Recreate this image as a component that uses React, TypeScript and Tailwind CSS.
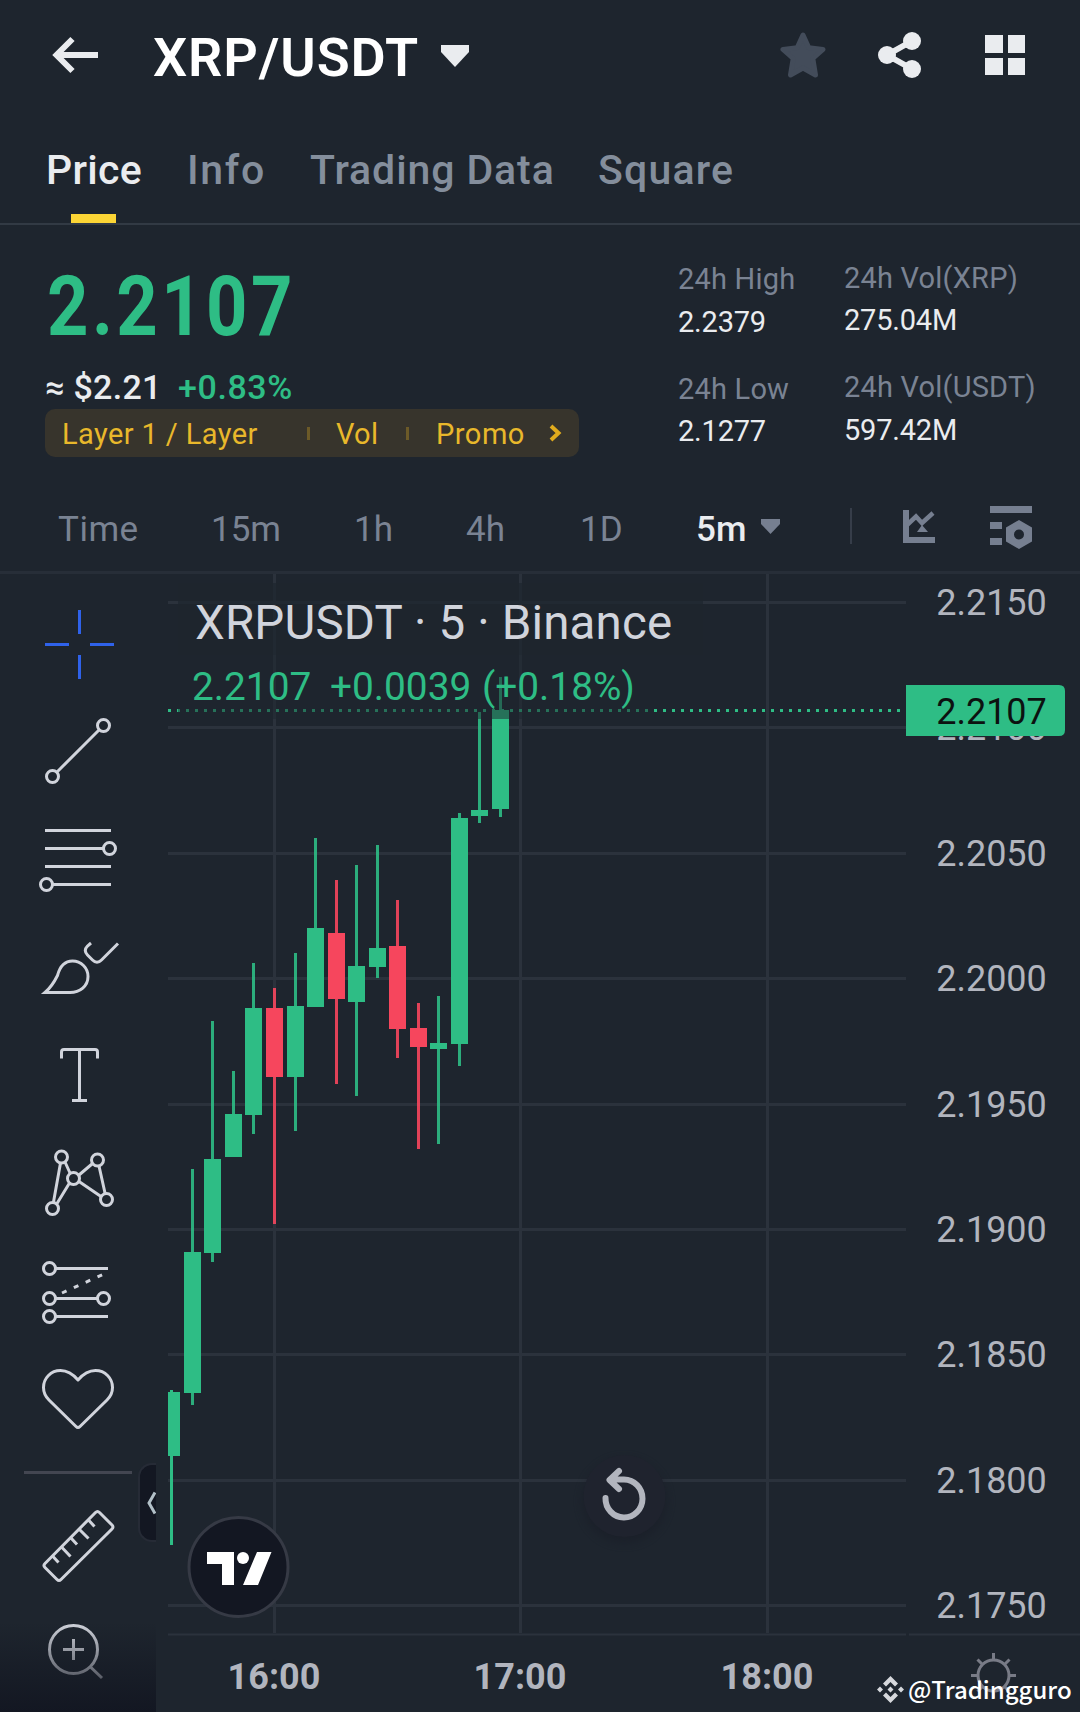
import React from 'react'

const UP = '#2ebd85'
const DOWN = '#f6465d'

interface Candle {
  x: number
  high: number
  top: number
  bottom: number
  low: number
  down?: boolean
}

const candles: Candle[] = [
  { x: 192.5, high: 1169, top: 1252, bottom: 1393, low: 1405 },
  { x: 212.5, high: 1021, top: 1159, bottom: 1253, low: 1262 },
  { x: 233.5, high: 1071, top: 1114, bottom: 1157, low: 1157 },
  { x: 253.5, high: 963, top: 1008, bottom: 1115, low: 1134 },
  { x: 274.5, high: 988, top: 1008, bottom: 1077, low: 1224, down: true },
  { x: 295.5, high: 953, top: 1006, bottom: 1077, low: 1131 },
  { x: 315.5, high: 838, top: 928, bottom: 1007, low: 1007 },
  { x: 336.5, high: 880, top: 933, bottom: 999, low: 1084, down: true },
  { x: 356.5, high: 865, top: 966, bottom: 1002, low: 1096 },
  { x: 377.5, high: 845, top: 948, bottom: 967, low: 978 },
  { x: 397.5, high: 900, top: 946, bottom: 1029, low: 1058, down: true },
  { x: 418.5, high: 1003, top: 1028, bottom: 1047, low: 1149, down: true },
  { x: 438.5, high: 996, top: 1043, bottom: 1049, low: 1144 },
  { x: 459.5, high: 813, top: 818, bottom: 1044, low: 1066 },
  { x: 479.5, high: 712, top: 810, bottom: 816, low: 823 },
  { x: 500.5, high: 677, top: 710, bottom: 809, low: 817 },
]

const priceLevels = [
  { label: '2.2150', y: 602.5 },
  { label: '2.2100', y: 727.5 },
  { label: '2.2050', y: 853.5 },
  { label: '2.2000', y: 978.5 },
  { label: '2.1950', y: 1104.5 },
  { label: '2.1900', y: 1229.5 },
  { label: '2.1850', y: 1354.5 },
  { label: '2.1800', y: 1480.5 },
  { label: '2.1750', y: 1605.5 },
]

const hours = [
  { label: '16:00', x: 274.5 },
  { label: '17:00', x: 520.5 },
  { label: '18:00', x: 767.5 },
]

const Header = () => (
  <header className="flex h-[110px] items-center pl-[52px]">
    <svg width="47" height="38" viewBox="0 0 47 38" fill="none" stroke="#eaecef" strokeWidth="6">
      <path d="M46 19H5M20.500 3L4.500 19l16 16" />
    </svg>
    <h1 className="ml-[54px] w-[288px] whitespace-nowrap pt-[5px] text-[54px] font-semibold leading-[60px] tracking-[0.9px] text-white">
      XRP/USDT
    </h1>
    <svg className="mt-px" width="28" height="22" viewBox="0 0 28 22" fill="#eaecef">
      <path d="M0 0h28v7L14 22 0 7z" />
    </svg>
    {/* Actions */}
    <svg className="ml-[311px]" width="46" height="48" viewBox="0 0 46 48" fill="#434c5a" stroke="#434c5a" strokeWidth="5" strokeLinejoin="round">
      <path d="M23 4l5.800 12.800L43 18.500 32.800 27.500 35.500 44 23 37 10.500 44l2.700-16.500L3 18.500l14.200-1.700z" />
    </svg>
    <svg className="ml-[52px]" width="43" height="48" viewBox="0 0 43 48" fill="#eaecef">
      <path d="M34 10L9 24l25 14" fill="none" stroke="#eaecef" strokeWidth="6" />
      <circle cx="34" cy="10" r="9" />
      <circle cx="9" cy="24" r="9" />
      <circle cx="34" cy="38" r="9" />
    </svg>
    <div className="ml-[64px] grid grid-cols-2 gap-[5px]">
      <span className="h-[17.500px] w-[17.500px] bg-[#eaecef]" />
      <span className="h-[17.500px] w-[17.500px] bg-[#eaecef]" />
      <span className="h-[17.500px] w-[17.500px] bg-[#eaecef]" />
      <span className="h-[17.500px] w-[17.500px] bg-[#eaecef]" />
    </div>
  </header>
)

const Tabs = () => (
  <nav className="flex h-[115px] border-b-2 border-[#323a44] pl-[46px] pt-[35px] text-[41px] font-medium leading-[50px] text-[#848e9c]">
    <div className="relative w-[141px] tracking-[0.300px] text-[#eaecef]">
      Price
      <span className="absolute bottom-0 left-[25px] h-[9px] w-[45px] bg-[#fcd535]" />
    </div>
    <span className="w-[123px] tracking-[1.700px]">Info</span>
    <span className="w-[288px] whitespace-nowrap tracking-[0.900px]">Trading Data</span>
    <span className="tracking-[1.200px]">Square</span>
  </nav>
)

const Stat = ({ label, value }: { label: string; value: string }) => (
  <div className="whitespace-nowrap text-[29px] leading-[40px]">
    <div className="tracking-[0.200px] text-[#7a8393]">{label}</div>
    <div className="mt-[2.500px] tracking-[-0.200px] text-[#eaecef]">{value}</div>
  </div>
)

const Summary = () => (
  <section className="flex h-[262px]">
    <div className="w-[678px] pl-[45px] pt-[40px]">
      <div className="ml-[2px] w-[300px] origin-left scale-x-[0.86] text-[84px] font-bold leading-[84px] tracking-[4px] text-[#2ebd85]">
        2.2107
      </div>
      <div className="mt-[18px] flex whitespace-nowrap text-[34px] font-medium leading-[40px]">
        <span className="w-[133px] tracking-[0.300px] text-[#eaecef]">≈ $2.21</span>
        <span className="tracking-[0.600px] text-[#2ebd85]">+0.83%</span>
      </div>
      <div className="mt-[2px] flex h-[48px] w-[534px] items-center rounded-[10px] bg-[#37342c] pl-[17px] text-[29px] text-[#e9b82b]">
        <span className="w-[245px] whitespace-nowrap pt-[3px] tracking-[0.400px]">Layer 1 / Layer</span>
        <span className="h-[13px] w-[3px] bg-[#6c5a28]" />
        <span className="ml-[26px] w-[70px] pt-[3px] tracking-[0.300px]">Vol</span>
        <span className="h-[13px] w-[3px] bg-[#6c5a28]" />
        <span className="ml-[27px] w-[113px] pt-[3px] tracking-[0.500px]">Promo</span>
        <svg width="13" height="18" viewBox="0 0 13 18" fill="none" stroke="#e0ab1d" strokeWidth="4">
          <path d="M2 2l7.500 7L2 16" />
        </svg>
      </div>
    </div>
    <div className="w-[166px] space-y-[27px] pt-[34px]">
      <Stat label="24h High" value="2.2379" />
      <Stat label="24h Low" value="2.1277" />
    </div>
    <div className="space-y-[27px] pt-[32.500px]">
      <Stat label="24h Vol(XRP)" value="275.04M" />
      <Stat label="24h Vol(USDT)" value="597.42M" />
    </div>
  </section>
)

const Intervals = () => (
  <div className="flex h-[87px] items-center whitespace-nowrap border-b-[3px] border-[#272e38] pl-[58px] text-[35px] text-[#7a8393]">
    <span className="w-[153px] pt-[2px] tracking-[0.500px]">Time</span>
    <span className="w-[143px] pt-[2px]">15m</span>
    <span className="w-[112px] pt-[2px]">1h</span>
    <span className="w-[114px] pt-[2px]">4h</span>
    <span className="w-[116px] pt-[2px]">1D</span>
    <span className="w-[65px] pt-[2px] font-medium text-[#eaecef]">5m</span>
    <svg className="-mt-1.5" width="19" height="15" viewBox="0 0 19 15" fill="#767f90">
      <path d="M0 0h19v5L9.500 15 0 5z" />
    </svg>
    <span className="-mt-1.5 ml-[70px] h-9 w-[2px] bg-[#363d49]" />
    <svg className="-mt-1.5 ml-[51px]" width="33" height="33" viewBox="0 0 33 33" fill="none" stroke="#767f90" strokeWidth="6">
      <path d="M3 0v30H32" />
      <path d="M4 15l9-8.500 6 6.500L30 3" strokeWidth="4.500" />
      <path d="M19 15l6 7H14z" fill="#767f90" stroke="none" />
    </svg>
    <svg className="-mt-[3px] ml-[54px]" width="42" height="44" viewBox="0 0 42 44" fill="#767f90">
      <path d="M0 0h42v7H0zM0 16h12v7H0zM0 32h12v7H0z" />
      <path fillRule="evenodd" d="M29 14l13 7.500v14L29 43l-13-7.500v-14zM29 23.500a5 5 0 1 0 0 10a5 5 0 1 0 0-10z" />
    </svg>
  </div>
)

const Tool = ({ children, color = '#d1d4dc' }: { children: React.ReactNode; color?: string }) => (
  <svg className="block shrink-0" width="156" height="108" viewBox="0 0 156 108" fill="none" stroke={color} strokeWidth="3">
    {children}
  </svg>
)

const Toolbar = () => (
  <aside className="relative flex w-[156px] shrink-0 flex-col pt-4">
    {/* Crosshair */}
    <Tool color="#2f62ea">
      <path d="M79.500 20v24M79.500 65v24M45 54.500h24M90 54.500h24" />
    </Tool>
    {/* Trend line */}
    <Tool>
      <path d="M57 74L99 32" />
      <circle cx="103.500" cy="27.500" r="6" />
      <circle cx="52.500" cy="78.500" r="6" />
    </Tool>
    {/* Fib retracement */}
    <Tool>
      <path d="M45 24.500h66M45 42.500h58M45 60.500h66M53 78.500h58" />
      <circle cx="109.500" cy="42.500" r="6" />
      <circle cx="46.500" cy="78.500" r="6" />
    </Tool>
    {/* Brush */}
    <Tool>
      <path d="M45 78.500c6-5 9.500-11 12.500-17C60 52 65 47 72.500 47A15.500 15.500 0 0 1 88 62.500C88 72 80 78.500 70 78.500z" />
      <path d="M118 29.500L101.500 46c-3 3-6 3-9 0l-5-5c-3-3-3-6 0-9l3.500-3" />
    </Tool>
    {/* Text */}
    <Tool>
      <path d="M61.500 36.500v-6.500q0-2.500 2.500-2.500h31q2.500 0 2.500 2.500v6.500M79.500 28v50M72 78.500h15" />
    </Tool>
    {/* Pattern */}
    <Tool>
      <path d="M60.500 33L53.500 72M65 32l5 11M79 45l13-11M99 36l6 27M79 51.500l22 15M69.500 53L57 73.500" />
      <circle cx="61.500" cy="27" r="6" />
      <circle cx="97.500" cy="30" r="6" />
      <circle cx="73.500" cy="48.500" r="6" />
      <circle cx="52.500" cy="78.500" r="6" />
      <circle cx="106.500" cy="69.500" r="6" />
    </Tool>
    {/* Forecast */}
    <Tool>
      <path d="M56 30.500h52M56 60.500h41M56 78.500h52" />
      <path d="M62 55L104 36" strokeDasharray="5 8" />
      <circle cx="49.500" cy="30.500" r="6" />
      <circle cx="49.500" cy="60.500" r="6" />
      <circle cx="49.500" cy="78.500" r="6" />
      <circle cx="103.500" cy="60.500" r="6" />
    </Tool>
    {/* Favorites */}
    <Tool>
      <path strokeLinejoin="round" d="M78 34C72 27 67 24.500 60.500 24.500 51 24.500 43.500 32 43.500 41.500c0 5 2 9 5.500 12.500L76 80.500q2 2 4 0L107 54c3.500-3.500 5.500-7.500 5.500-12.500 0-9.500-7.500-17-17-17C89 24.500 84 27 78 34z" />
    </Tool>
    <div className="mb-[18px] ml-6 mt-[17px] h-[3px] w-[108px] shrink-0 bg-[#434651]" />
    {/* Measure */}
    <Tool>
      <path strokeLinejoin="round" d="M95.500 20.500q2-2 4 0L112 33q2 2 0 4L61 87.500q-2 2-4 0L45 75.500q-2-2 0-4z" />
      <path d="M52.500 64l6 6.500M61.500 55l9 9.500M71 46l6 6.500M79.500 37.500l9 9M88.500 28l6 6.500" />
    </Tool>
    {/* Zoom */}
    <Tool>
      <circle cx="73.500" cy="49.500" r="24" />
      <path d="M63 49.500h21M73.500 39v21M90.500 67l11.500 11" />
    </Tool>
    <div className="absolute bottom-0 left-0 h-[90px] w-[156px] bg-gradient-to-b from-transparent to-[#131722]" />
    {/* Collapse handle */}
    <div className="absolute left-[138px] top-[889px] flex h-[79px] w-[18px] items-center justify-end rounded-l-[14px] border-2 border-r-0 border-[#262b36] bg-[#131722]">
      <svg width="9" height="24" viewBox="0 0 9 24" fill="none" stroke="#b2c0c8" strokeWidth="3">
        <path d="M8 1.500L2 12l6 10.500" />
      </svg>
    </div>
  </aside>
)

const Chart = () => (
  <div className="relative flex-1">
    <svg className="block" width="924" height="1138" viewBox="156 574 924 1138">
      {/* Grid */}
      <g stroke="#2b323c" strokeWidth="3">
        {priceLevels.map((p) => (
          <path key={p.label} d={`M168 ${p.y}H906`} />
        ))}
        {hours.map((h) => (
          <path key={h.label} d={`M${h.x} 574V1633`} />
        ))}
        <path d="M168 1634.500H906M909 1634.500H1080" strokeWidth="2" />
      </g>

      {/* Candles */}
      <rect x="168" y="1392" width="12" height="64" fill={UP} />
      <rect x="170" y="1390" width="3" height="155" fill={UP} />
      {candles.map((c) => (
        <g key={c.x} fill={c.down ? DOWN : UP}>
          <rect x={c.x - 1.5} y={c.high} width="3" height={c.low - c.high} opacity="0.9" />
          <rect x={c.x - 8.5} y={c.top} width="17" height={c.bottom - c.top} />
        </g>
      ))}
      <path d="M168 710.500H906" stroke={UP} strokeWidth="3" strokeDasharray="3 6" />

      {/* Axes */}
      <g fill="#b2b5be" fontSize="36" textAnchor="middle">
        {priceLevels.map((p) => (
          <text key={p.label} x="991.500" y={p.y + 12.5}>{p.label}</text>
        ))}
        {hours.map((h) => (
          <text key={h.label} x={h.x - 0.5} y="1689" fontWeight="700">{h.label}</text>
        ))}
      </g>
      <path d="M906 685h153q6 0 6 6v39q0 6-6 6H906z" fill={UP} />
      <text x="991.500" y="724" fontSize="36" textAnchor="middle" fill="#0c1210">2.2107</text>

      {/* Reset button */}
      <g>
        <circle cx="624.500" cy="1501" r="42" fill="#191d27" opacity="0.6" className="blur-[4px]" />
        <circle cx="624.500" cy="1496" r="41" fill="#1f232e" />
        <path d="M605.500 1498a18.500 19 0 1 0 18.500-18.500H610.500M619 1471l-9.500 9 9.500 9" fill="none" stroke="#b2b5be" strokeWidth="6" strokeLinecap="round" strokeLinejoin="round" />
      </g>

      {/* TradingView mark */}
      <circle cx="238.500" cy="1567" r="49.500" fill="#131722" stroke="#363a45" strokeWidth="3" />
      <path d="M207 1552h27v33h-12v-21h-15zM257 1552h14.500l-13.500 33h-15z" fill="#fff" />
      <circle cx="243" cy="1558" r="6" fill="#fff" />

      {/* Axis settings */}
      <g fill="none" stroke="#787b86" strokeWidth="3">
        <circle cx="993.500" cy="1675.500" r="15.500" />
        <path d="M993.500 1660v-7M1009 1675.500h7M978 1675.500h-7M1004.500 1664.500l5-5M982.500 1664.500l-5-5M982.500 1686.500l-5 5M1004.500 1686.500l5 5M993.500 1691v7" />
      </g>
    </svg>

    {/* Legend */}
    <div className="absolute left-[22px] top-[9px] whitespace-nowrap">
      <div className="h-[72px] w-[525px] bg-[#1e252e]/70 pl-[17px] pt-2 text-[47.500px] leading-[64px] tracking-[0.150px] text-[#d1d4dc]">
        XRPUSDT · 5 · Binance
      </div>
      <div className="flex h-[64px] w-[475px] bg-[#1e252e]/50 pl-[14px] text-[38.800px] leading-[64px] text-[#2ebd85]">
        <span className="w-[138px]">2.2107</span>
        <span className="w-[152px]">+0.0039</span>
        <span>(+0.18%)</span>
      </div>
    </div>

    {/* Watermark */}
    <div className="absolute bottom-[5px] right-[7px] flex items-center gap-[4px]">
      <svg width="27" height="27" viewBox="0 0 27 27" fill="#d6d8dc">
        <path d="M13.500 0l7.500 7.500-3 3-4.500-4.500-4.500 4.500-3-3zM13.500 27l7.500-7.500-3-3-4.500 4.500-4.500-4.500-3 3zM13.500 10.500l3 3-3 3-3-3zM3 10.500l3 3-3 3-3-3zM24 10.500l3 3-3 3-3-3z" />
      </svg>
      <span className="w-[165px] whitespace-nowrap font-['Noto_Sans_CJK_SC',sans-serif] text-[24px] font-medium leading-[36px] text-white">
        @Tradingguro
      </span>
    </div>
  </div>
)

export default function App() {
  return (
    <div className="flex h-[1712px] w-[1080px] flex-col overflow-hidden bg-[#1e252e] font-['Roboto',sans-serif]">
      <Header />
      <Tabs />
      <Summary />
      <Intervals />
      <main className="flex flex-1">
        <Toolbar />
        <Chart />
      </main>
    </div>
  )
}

#####

* **Directions for this task**
Find every line with the word "React" and state how many there are, with no other words.

* **Exercise solution**
3